Good-bye to the video store

I finally signed up for Netflix, largely because the local Blockbuster has fewer and fewer movies these days. And I'm not the only one that has noticed that the video store chain seems ill. Despite the fact that Blockbuster claims it does not have late fees, the company continues to annoy customers by simply billing your credit card for the full retail value of a late movie. A recent $90 credit card charge for a stack of movies that I did not get back to the store on time was the last straw. Once you return the movies, they credit the charge back, after deducting a "handling fee." So technically, Blockbuster does not have "late" fees, but they have fees aplenty anyway.

Everyone I talk to seems quite content to watch much if not most of their in-home entertainment (TV shoes and movies) via the Internet, rather than via cable or satellite. The other phenomenon I notice is that even as there is a continued trend toward buying big, flat panel HD TVs, more and more people are reporting that they are watching "TV" on their laptop, mainly because it's so darned easy. Nearly all of the interesting TV is available via the Internet, any time you want to watch, so why even bother with the old-fashioned TV thingy in the basement?

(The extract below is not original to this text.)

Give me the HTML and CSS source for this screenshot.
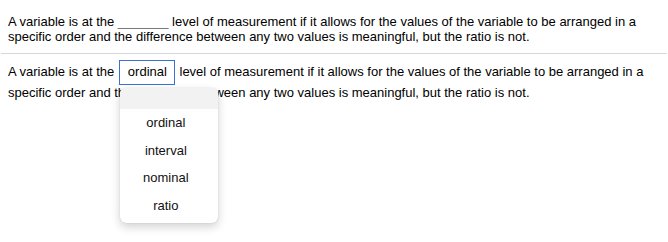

The telephone and cable companies have a bright future only if they realize they can't be both monopoly content providers AND monopoly transport providers. There are simply too many new content and service offerings out there, and no one company can provide the quality and breadth businesses and residents are going to demand in the next several years. Only open access, open service networks like The Wired Road will be able to meet the community and economic development needs of regions. And open access can be done easily by the existing incumbent telephone and cable companies, and they would make more money than they are now. But they are resistant to change--which begs the question: Will they change before they go broke? And if your local cable company goes broke, what is your community's Plan B for offering telecom services?